== GOAL OF THE EXERCISE ==
From the line with "Output the component" to the line with "const BLUE = '#3f87c8';", both lines included, set down exactly those lines, please, and no others.

== THE DATA ==

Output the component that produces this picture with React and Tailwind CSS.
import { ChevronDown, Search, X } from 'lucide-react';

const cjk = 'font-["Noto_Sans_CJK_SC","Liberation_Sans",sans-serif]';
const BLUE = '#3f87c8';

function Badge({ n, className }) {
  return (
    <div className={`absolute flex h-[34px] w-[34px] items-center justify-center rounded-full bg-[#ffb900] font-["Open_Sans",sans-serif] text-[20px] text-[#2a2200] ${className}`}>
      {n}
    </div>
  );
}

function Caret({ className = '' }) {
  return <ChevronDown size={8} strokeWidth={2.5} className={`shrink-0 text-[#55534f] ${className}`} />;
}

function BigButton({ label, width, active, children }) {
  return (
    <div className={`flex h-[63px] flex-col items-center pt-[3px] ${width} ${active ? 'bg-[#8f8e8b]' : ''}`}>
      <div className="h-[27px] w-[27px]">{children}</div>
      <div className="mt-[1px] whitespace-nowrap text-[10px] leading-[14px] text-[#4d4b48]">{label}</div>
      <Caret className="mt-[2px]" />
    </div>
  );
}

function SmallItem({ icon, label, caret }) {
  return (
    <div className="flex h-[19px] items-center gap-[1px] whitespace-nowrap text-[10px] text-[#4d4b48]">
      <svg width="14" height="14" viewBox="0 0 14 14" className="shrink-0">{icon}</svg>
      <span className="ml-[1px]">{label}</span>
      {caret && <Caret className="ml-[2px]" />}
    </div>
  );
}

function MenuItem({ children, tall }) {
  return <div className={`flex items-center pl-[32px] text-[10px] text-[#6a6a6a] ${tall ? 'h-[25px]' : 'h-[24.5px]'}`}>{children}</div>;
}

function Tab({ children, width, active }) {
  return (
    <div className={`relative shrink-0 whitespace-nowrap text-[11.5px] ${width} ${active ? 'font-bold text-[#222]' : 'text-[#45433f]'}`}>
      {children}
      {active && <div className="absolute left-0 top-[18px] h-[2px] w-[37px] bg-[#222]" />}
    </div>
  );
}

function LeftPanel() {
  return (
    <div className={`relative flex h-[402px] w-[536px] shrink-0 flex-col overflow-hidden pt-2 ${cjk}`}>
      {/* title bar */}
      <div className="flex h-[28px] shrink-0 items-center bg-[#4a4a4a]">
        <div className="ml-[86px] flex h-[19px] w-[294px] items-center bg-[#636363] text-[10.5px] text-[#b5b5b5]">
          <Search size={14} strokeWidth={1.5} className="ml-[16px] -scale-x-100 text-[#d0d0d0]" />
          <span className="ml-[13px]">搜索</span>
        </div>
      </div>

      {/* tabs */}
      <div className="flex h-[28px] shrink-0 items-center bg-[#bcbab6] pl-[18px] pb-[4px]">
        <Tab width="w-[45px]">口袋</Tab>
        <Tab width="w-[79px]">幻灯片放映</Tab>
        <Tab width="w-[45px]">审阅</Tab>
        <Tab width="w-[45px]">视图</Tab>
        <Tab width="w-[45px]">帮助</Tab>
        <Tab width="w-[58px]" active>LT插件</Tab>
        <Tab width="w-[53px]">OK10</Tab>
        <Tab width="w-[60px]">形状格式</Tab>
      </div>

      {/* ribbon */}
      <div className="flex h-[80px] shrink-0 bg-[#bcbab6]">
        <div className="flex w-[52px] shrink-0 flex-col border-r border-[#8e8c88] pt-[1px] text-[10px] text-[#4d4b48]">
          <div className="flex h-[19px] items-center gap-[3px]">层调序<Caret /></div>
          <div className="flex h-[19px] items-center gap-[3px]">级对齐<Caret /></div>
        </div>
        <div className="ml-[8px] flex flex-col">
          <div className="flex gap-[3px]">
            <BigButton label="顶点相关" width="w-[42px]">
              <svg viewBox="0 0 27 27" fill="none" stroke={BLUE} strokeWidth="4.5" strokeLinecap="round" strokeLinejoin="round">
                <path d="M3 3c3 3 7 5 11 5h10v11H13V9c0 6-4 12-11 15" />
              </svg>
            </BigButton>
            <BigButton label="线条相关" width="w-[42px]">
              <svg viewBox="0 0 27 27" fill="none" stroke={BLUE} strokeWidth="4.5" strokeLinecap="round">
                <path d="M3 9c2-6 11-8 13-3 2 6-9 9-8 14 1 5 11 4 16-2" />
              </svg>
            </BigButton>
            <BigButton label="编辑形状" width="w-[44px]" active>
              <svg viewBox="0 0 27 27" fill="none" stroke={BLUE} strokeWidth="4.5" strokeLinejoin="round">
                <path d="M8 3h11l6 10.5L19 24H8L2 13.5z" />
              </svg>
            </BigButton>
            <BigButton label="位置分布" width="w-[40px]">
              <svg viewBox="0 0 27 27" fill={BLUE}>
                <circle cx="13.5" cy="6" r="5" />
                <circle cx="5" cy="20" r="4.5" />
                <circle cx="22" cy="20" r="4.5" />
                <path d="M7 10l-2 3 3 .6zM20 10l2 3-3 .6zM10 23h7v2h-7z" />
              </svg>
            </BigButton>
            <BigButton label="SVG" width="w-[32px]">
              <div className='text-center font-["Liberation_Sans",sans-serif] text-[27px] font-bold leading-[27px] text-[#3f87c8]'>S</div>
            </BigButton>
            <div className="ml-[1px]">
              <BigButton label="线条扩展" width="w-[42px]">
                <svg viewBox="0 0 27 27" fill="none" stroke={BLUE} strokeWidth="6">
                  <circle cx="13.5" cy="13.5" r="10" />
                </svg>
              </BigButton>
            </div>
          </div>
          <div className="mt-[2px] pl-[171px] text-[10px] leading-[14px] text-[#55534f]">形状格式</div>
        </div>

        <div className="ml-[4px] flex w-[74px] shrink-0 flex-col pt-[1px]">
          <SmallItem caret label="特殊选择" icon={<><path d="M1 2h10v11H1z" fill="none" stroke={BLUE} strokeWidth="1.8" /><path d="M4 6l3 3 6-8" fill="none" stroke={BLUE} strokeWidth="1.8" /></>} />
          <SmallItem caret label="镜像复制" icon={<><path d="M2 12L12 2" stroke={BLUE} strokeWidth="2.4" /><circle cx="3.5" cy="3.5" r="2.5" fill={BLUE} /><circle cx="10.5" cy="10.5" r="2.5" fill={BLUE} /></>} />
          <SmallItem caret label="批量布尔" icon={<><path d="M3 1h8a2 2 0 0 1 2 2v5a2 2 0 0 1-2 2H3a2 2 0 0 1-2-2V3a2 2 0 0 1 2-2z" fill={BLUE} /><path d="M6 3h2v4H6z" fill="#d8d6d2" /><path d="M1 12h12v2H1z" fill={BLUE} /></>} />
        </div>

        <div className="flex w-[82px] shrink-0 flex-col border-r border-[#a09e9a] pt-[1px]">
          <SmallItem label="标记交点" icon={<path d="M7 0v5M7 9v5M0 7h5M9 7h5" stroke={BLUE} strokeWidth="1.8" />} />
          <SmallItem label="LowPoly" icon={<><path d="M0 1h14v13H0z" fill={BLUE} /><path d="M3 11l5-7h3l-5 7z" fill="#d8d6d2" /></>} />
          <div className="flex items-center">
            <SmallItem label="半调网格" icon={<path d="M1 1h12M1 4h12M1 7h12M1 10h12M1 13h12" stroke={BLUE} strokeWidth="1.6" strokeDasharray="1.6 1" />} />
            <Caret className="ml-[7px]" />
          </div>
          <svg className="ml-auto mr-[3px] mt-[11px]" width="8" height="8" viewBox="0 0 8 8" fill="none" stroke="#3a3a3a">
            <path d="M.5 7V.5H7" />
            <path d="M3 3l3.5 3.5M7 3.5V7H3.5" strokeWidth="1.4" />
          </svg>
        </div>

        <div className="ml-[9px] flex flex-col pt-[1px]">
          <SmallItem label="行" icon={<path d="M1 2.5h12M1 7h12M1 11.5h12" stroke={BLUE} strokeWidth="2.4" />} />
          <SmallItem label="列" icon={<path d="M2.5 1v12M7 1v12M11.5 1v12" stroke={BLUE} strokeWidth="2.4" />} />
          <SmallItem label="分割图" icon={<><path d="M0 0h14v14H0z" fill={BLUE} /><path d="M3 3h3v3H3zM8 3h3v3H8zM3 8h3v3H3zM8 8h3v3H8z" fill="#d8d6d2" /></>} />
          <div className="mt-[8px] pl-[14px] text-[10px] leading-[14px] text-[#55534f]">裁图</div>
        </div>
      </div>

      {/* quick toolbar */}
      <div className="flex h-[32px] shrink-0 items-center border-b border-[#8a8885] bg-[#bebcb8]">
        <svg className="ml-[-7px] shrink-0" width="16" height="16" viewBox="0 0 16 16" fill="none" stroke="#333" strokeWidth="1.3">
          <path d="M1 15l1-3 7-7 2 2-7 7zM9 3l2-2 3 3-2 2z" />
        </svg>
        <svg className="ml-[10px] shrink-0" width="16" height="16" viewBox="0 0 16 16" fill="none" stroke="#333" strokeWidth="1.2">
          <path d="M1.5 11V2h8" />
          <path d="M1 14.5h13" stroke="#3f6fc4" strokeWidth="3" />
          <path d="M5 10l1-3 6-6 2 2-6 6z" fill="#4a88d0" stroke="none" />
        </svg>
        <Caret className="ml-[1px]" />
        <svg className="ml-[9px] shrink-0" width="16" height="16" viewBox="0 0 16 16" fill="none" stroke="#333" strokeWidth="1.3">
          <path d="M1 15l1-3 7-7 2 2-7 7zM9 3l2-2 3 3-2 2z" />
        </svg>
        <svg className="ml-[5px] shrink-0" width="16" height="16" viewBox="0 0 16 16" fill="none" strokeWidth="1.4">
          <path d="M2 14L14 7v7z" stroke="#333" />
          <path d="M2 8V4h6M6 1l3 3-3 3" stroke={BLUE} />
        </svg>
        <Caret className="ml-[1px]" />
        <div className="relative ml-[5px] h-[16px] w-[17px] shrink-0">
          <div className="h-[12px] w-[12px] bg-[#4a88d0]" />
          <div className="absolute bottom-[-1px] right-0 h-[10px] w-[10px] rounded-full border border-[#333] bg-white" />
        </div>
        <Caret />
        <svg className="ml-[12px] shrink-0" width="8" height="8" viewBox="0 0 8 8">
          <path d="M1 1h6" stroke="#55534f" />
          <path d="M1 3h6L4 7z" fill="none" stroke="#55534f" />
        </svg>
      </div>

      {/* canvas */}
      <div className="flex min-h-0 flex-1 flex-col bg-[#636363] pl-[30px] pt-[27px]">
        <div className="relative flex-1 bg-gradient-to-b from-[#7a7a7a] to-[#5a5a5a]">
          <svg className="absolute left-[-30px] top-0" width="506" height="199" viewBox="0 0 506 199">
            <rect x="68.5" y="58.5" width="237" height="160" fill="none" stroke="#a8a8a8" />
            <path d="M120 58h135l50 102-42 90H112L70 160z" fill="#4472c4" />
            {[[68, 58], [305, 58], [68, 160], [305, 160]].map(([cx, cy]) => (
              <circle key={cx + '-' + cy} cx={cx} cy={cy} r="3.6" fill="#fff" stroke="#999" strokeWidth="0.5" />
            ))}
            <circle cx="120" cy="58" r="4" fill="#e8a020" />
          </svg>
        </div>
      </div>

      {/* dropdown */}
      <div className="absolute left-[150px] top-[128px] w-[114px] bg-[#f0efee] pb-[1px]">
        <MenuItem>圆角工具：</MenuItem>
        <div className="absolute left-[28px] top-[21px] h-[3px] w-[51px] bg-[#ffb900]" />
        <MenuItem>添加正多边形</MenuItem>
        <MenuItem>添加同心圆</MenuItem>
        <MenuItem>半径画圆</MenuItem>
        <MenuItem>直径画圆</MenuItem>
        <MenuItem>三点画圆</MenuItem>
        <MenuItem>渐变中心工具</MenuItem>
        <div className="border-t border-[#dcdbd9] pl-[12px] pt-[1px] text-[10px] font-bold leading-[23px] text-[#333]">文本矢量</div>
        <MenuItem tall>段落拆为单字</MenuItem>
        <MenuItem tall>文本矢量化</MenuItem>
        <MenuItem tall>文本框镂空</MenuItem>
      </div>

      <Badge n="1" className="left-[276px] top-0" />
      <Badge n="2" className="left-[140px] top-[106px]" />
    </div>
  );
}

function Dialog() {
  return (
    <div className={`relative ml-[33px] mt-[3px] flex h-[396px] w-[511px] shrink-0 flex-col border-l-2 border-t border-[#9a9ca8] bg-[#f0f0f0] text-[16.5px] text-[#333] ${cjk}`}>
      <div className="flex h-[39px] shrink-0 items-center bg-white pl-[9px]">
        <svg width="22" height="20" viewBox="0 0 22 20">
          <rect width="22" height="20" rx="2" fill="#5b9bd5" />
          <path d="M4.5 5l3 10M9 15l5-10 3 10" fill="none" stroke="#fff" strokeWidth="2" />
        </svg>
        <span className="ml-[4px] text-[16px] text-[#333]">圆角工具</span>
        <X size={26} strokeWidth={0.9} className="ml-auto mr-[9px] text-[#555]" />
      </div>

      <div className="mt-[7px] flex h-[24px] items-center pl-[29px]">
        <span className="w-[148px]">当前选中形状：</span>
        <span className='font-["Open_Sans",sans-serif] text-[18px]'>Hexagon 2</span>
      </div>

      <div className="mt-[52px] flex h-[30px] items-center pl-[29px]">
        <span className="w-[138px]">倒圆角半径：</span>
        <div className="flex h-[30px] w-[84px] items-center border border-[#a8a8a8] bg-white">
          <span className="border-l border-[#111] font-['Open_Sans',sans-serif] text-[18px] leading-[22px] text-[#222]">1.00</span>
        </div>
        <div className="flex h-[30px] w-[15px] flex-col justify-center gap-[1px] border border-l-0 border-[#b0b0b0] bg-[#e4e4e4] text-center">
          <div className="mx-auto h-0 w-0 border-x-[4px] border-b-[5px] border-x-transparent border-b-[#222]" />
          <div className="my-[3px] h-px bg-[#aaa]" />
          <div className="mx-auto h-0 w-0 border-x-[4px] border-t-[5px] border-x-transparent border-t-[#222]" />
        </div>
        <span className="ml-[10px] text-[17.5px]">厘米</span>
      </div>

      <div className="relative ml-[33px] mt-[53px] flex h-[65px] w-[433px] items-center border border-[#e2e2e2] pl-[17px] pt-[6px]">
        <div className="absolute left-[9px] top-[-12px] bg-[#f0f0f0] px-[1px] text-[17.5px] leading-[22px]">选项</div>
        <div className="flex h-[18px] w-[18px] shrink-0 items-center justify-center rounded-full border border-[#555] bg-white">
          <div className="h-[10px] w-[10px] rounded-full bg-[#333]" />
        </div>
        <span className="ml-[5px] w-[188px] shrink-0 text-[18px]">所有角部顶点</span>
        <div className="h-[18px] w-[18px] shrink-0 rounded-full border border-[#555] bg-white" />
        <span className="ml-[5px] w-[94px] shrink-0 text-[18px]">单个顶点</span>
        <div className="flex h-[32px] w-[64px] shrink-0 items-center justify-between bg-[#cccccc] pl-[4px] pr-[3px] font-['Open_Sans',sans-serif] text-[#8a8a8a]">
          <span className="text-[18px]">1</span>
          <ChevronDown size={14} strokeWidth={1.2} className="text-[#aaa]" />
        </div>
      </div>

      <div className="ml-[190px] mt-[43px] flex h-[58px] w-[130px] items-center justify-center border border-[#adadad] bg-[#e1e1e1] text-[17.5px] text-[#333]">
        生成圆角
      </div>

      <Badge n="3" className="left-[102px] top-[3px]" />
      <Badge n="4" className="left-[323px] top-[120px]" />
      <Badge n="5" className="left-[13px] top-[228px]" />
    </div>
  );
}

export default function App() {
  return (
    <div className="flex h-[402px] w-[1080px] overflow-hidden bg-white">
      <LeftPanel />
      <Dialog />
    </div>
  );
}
--
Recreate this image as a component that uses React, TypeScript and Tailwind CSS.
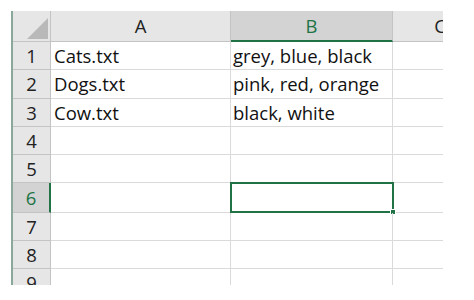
--
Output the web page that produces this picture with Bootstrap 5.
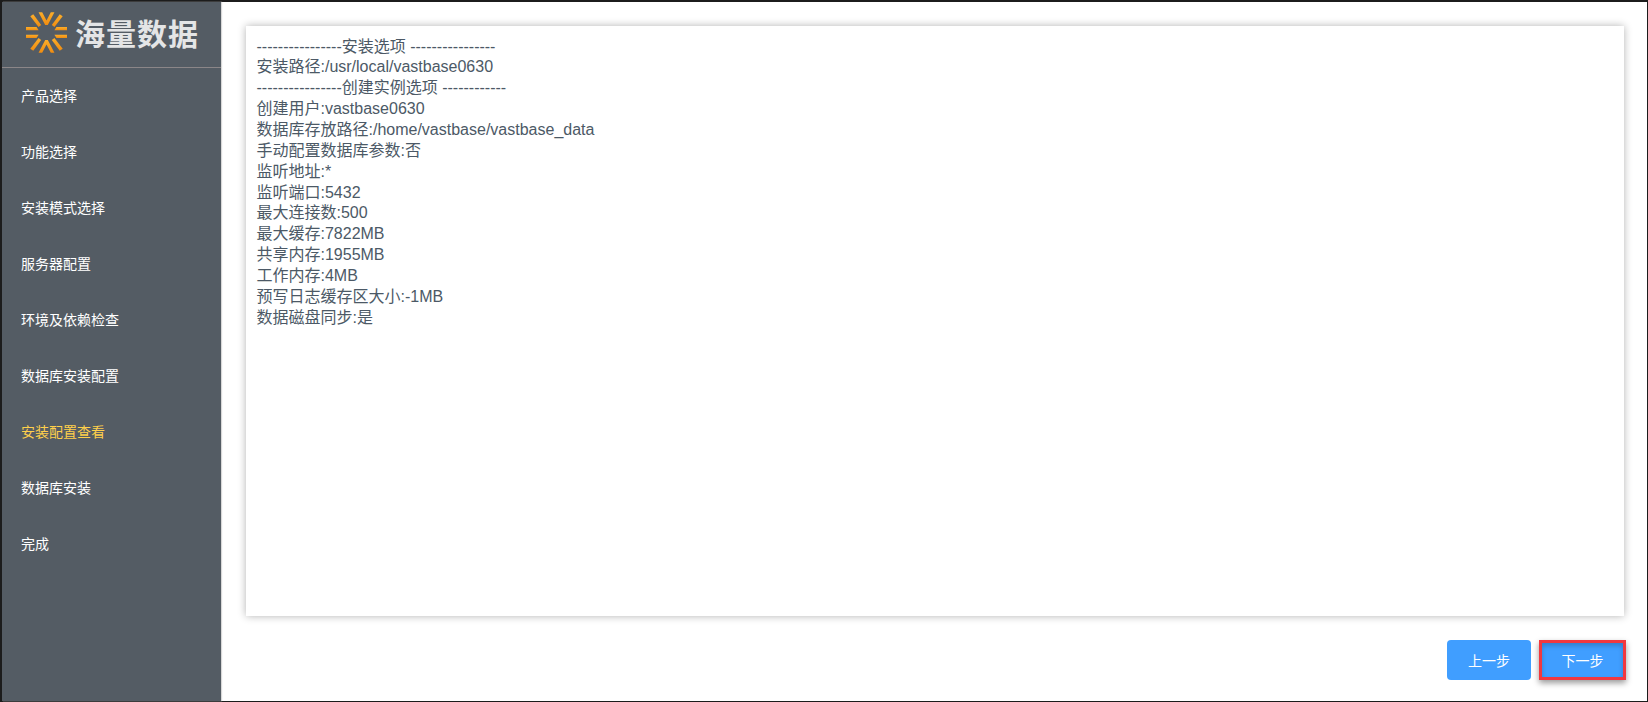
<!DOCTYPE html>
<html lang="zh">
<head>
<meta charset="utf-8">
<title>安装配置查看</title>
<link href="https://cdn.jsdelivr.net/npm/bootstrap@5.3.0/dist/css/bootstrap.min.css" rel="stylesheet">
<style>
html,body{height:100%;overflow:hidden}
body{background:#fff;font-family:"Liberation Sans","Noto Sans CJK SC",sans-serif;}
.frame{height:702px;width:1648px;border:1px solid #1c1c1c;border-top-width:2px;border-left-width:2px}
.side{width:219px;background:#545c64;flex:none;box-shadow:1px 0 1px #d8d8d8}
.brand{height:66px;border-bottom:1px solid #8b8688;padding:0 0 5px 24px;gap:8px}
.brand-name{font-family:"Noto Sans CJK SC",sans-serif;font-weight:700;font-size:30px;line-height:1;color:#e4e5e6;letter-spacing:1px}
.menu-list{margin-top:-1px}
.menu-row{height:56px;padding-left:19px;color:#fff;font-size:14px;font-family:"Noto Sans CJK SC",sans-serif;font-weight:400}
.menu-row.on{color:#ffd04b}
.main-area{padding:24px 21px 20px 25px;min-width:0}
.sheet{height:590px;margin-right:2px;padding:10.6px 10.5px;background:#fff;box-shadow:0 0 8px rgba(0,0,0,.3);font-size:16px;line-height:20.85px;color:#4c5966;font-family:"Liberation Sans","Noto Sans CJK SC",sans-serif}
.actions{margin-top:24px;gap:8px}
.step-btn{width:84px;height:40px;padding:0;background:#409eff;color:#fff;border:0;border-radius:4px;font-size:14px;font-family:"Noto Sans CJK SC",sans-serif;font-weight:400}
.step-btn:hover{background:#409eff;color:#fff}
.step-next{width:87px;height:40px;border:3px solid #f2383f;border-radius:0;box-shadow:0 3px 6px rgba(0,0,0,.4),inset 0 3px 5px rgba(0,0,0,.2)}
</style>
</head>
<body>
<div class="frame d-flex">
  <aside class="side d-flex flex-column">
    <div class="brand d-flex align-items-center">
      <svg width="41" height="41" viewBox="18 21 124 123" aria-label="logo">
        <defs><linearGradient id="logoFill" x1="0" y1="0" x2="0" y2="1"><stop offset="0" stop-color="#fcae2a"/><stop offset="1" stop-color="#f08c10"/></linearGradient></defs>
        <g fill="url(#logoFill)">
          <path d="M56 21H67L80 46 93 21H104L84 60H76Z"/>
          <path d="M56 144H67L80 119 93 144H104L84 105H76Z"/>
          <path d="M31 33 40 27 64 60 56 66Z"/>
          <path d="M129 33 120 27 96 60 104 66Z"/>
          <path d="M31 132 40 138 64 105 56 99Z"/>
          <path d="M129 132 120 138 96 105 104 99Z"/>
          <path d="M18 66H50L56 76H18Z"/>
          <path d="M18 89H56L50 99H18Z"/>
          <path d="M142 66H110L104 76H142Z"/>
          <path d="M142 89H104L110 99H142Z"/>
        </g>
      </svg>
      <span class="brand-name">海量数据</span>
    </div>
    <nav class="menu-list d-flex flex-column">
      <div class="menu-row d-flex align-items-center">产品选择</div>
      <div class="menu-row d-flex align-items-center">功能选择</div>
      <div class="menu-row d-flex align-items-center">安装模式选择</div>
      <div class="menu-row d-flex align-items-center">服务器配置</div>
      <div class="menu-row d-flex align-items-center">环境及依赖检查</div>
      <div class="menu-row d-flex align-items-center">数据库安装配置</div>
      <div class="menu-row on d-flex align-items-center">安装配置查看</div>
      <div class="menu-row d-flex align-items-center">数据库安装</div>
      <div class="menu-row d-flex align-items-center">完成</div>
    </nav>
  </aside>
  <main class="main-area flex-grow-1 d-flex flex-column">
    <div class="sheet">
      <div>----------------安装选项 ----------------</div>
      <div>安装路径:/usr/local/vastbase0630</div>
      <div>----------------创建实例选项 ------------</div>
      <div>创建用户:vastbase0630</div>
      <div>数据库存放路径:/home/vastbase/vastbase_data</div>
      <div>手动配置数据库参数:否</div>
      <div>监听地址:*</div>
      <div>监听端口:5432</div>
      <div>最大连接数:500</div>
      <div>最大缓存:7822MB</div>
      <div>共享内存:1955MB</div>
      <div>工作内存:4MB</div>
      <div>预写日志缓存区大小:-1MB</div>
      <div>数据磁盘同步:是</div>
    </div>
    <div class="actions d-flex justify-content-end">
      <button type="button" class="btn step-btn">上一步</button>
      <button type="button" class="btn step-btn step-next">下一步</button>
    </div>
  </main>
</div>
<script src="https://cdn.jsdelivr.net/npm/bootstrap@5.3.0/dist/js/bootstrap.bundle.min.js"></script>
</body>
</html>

== EXERCISE ANSWER ==
Output the component that produces this picture with React and Tailwind CSS.
import { ChevronDown, Search, X } from 'lucide-react';

const cjk = 'font-["Noto_Sans_CJK_SC","Liberation_Sans",sans-serif]';
const BLUE = '#3f87c8';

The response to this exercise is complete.